## Description of the task
Note how many lines include the word "screenshot", and give that number by itself.

## Code that builds pages
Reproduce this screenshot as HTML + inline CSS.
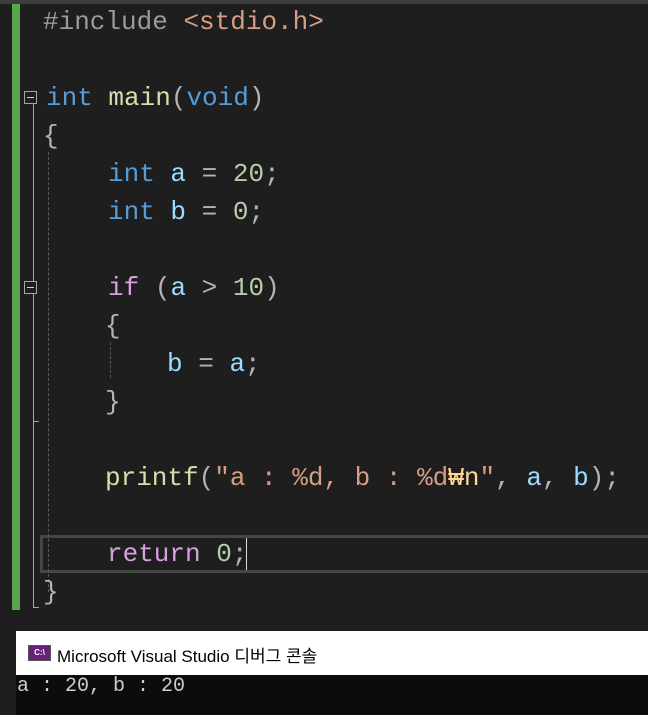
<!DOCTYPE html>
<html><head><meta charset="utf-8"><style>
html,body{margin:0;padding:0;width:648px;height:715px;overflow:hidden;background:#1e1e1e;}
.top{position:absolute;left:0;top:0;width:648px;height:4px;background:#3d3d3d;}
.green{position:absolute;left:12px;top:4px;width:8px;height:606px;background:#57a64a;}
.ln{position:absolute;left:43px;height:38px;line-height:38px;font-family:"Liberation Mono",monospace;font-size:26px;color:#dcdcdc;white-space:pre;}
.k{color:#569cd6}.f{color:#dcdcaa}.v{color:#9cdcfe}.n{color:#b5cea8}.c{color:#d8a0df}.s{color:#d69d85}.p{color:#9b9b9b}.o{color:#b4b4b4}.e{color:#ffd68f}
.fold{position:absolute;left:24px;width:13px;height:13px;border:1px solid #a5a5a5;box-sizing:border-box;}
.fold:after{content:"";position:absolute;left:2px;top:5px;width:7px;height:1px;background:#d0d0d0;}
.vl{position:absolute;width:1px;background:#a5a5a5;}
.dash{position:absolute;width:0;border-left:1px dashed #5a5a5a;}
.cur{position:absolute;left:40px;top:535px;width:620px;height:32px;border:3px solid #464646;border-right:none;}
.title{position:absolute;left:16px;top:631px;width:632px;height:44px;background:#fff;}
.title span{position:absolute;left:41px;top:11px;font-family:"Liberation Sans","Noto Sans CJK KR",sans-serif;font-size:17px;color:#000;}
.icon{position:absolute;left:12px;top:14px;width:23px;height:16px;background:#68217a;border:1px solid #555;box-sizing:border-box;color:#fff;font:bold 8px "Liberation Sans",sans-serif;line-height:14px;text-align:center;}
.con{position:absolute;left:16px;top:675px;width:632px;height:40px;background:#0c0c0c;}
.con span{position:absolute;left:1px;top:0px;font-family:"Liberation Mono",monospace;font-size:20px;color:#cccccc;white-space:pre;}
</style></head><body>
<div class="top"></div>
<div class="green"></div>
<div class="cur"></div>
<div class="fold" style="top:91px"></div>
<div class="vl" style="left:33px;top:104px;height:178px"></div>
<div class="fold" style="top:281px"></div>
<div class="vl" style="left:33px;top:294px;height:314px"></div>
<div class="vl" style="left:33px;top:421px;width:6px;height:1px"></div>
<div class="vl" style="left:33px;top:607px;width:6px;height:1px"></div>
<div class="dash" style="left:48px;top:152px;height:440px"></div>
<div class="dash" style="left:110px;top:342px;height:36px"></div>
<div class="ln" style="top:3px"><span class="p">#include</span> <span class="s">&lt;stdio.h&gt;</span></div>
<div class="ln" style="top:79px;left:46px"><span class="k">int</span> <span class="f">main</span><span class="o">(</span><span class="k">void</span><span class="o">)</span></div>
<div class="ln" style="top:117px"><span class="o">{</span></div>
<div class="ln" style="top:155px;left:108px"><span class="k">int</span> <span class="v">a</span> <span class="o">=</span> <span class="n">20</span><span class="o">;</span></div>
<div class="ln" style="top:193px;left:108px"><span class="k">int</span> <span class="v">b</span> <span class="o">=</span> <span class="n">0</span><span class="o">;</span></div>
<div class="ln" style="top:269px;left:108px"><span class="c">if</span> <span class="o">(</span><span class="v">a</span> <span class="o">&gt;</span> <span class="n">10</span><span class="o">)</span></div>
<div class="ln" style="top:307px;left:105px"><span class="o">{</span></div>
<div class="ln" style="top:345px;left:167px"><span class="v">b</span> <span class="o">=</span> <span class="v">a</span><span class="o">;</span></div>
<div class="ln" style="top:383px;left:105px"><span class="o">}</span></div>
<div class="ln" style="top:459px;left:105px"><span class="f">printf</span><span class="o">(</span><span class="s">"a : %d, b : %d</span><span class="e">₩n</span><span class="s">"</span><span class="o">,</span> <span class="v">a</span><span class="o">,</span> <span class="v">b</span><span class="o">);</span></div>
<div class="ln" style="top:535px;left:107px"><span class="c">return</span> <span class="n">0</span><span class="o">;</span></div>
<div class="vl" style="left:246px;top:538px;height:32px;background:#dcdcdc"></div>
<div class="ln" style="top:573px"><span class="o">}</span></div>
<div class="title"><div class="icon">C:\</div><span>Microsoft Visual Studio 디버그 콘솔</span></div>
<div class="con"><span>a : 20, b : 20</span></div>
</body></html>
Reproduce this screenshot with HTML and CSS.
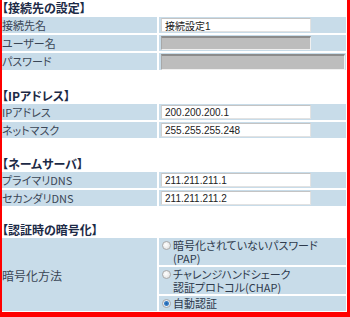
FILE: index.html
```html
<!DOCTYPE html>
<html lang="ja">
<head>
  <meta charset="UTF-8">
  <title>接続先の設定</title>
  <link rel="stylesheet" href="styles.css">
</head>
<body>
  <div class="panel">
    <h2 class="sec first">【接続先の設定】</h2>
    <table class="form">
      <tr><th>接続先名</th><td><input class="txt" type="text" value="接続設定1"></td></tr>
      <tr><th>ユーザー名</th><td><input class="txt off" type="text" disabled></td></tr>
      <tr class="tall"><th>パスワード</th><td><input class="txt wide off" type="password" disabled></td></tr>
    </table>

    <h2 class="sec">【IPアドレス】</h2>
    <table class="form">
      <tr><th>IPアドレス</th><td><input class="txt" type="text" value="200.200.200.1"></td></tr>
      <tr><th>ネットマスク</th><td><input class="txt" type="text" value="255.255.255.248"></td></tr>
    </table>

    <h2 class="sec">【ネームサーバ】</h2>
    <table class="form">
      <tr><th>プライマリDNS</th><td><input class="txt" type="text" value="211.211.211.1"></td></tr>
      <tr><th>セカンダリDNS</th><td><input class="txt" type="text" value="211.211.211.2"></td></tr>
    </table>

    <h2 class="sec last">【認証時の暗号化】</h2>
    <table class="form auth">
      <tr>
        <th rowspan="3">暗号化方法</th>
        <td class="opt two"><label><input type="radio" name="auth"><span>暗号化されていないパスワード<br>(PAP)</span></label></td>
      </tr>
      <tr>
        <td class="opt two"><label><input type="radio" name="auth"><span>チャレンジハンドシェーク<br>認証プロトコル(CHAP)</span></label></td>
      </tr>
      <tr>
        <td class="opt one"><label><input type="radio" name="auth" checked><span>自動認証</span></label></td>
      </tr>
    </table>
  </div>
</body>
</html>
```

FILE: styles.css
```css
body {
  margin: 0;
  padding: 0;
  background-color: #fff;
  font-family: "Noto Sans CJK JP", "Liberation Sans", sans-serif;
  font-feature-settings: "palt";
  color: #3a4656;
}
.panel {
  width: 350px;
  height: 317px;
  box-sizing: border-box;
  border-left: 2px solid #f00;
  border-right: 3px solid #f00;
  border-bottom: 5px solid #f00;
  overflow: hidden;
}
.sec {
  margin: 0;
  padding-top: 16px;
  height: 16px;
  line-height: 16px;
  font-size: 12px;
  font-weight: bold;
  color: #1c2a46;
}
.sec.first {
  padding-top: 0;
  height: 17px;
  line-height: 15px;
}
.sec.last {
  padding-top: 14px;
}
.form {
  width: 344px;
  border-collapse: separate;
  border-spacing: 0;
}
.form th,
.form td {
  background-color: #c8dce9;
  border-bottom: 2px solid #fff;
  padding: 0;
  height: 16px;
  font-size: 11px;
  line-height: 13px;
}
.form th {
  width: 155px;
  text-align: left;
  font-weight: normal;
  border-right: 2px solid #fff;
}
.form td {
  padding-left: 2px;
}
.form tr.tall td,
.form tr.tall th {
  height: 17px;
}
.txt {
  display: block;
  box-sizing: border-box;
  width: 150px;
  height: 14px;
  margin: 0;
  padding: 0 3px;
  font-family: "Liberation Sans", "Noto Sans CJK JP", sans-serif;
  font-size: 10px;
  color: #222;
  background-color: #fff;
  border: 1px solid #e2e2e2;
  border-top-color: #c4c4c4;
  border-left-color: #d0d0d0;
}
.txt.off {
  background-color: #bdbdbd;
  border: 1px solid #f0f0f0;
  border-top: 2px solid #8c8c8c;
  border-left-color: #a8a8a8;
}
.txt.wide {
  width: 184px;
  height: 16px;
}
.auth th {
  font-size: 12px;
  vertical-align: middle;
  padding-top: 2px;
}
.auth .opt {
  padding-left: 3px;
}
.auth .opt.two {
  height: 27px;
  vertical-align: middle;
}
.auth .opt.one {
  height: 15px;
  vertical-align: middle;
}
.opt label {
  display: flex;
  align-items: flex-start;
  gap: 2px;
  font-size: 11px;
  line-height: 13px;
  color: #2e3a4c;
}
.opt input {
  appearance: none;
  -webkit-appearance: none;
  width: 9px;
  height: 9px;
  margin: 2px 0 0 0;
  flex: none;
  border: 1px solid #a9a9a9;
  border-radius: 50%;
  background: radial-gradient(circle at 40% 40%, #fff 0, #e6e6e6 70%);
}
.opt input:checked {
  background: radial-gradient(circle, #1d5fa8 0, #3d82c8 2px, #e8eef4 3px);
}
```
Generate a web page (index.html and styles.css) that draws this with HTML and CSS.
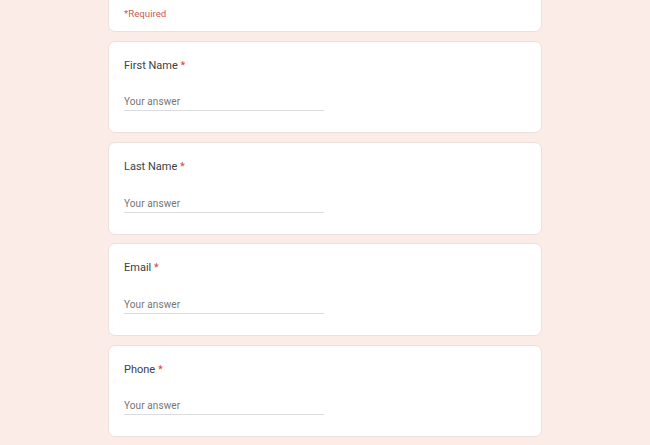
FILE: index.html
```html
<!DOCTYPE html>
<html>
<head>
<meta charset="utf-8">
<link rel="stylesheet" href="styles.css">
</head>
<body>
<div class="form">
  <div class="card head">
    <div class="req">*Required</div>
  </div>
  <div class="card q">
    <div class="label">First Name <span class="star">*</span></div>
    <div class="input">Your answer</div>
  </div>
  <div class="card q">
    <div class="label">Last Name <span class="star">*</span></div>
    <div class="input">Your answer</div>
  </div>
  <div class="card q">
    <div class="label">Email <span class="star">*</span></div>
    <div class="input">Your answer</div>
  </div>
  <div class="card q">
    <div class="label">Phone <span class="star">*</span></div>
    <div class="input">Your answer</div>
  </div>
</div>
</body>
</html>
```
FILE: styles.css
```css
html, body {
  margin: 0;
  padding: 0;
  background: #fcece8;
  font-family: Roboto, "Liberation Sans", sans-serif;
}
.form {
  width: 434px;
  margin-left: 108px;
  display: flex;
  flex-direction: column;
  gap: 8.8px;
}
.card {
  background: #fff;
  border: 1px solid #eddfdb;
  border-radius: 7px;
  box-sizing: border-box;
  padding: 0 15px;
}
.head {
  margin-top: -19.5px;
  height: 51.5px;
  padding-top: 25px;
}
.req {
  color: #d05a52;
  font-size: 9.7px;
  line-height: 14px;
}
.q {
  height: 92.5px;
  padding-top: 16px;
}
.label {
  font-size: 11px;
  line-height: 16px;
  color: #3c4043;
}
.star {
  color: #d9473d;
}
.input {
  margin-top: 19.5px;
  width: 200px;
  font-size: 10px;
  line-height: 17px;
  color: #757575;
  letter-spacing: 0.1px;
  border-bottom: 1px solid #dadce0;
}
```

## Result below
2